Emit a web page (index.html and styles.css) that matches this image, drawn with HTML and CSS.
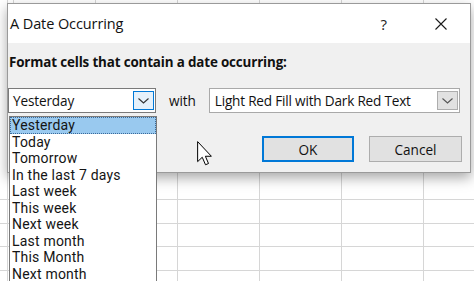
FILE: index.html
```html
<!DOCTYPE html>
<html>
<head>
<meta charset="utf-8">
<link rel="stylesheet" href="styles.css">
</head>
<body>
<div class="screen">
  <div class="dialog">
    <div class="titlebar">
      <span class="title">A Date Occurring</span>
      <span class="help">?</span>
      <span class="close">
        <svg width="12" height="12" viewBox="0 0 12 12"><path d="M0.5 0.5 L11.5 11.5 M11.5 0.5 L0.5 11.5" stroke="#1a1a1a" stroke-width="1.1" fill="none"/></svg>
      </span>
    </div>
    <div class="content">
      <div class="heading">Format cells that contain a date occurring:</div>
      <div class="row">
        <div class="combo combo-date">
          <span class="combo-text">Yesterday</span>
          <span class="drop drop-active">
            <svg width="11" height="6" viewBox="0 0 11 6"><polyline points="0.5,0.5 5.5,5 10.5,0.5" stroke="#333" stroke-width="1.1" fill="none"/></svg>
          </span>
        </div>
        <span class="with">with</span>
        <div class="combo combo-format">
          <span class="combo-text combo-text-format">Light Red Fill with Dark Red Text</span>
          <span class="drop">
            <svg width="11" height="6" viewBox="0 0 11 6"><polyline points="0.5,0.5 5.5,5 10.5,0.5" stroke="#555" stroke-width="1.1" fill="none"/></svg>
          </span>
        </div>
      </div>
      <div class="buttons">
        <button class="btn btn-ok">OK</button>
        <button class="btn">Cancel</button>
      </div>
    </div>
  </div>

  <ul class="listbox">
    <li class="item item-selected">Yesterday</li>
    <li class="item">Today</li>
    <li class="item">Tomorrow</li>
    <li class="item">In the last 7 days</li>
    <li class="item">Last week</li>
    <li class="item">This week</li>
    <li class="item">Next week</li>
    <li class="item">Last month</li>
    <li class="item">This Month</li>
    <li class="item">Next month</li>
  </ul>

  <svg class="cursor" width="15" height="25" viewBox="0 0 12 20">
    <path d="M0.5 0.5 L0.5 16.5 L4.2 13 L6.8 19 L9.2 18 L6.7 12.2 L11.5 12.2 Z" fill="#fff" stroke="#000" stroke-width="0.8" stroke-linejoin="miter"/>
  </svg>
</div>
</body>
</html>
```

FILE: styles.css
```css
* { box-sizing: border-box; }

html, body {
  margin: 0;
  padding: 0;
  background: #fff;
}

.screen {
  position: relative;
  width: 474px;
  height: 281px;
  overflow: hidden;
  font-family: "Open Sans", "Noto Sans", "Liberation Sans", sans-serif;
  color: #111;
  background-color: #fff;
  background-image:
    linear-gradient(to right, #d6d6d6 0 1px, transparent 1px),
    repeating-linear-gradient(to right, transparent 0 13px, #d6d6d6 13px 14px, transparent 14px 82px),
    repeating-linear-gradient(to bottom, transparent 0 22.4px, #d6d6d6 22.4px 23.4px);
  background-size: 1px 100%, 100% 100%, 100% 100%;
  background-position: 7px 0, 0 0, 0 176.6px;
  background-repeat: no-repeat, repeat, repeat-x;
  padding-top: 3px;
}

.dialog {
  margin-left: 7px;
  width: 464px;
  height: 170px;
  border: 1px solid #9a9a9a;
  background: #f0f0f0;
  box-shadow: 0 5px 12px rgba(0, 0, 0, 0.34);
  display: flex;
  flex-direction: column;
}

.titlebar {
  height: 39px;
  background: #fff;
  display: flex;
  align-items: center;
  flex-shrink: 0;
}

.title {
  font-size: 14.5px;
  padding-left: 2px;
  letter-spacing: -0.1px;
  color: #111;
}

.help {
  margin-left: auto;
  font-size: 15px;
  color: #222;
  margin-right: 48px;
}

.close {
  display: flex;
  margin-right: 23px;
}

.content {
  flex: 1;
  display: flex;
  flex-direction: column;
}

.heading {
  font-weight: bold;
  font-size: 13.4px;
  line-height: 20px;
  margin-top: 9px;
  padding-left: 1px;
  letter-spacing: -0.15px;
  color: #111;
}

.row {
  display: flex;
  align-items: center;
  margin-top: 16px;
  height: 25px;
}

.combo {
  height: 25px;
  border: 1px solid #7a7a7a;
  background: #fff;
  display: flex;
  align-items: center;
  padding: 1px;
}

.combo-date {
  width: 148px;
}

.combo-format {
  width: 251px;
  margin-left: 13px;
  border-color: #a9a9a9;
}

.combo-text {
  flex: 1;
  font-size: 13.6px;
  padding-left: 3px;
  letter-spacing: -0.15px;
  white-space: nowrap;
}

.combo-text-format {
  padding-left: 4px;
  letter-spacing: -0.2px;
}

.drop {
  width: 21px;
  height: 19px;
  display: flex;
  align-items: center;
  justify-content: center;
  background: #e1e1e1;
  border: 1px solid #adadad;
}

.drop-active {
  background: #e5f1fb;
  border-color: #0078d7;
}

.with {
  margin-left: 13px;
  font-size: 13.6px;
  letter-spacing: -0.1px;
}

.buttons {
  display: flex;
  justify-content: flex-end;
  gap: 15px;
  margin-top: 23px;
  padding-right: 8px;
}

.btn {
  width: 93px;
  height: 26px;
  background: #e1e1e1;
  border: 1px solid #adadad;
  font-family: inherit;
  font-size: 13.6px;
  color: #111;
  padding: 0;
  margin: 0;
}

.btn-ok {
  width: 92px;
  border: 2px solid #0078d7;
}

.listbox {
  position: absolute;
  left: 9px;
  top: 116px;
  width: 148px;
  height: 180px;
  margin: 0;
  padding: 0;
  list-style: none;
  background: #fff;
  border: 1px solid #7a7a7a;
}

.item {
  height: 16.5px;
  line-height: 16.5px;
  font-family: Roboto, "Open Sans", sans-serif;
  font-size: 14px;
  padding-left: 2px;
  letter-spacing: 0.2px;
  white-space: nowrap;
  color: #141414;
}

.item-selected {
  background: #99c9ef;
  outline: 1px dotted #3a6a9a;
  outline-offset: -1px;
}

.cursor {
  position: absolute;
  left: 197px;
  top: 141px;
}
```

════════════════

→ **Problem**
Reproduce the material above in full, exactly, with no images.

→ **Final result**
Emit a web page (index.html and styles.css) that matches this image, drawn with HTML and CSS.
FILE: index.html
```html
<!DOCTYPE html>
<html>
<head>
<meta charset="utf-8">
<link rel="stylesheet" href="styles.css">
</head>
<body>
<div class="screen">
  <div class="dialog">
    <div class="titlebar">
      <span class="title">A Date Occurring</span>
      <span class="help">?</span>
      <span class="close">
        <svg width="12" height="12" viewBox="0 0 12 12"><path d="M0.5 0.5 L11.5 11.5 M11.5 0.5 L0.5 11.5" stroke="#1a1a1a" stroke-width="1.1" fill="none"/></svg>
      </span>
    </div>
    <div class="content">
      <div class="heading">Format cells that contain a date occurring:</div>
      <div class="row">
        <div class="combo combo-date">
          <span class="combo-text">Yesterday</span>
          <span class="drop drop-active">
            <svg width="11" height="6" viewBox="0 0 11 6"><polyline points="0.5,0.5 5.5,5 10.5,0.5" stroke="#333" stroke-width="1.1" fill="none"/></svg>
          </span>
        </div>
        <span class="with">with</span>
        <div class="combo combo-format">
          <span class="combo-text combo-text-format">Light Red Fill with Dark Red Text</span>
          <span class="drop">
            <svg width="11" height="6" viewBox="0 0 11 6"><polyline points="0.5,0.5 5.5,5 10.5,0.5" stroke="#555" stroke-width="1.1" fill="none"/></svg>
          </span>
        </div>
      </div>
      <div class="buttons">
        <button class="btn btn-ok">OK</button>
        <button class="btn">Cancel</button>
      </div>
    </div>
  </div>

  <ul class="listbox">
    <li class="item item-selected">Yesterday</li>
    <li class="item">Today</li>
    <li class="item">Tomorrow</li>
    <li class="item">In the last 7 days</li>
    <li class="item">Last week</li>
    <li class="item">This week</li>
    <li class="item">Next week</li>
    <li class="item">Last month</li>
    <li class="item">This Month</li>
    <li class="item">Next month</li>
  </ul>

  <svg class="cursor" width="15" height="25" viewBox="0 0 12 20">
    <path d="M0.5 0.5 L0.5 16.5 L4.2 13 L6.8 19 L9.2 18 L6.7 12.2 L11.5 12.2 Z" fill="#fff" stroke="#000" stroke-width="0.8" stroke-linejoin="miter"/>
  </svg>
</div>
</body>
</html>
```

FILE: styles.css
```css
* { box-sizing: border-box; }

html, body {
  margin: 0;
  padding: 0;
  background: #fff;
}

.screen {
  position: relative;
  width: 474px;
  height: 281px;
  overflow: hidden;
  font-family: "Open Sans", "Noto Sans", "Liberation Sans", sans-serif;
  color: #111;
  background-color: #fff;
  background-image:
    linear-gradient(to right, #d6d6d6 0 1px, transparent 1px),
    repeating-linear-gradient(to right, transparent 0 13px, #d6d6d6 13px 14px, transparent 14px 82px),
    repeating-linear-gradient(to bottom, transparent 0 22.4px, #d6d6d6 22.4px 23.4px);
  background-size: 1px 100%, 100% 100%, 100% 100%;
  background-position: 7px 0, 0 0, 0 176.6px;
  background-repeat: no-repeat, repeat, repeat-x;
  padding-top: 3px;
}

.dialog {
  margin-left: 7px;
  width: 464px;
  height: 170px;
  border: 1px solid #9a9a9a;
  background: #f0f0f0;
  box-shadow: 0 5px 12px rgba(0, 0, 0, 0.34);
  display: flex;
  flex-direction: column;
}

.titlebar {
  height: 39px;
  background: #fff;
  display: flex;
  align-items: center;
  flex-shrink: 0;
}

.title {
  font-size: 14.5px;
  padding-left: 2px;
  letter-spacing: -0.1px;
  color: #111;
}

.help {
  margin-left: auto;
  font-size: 15px;
  color: #222;
  margin-right: 48px;
}

.close {
  display: flex;
  margin-right: 23px;
}

.content {
  flex: 1;
  display: flex;
  flex-direction: column;
}

.heading {
  font-weight: bold;
  font-size: 13.4px;
  line-height: 20px;
  margin-top: 9px;
  padding-left: 1px;
  letter-spacing: -0.15px;
  color: #111;
}

.row {
  display: flex;
  align-items: center;
  margin-top: 16px;
  height: 25px;
}

.combo {
  height: 25px;
  border: 1px solid #7a7a7a;
  background: #fff;
  display: flex;
  align-items: center;
  padding: 1px;
}

.combo-date {
  width: 148px;
}

.combo-format {
  width: 251px;
  margin-left: 13px;
  border-color: #a9a9a9;
}

.combo-text {
  flex: 1;
  font-size: 13.6px;
  padding-left: 3px;
  letter-spacing: -0.15px;
  white-space: nowrap;
}

.combo-text-format {
  padding-left: 4px;
  letter-spacing: -0.2px;
}

.drop {
  width: 21px;
  height: 19px;
  display: flex;
  align-items: center;
  justify-content: center;
  background: #e1e1e1;
  border: 1px solid #adadad;
}

.drop-active {
  background: #e5f1fb;
  border-color: #0078d7;
}

.with {
  margin-left: 13px;
  font-size: 13.6px;
  letter-spacing: -0.1px;
}

.buttons {
  display: flex;
  justify-content: flex-end;
  gap: 15px;
  margin-top: 23px;
  padding-right: 8px;
}

.btn {
  width: 93px;
  height: 26px;
  background: #e1e1e1;
  border: 1px solid #adadad;
  font-family: inherit;
  font-size: 13.6px;
  color: #111;
  padding: 0;
  margin: 0;
}

.btn-ok {
  width: 92px;
  border: 2px solid #0078d7;
}

.listbox {
  position: absolute;
  left: 9px;
  top: 116px;
  width: 148px;
  height: 180px;
  margin: 0;
  padding: 0;
  list-style: none;
  background: #fff;
  border: 1px solid #7a7a7a;
}

.item {
  height: 16.5px;
  line-height: 16.5px;
  font-family: Roboto, "Open Sans", sans-serif;
  font-size: 14px;
  padding-left: 2px;
  letter-spacing: 0.2px;
  white-space: nowrap;
  color: #141414;
}

.item-selected {
  background: #99c9ef;
  outline: 1px dotted #3a6a9a;
  outline-offset: -1px;
}

.cursor {
  position: absolute;
  left: 197px;
  top: 141px;
}
```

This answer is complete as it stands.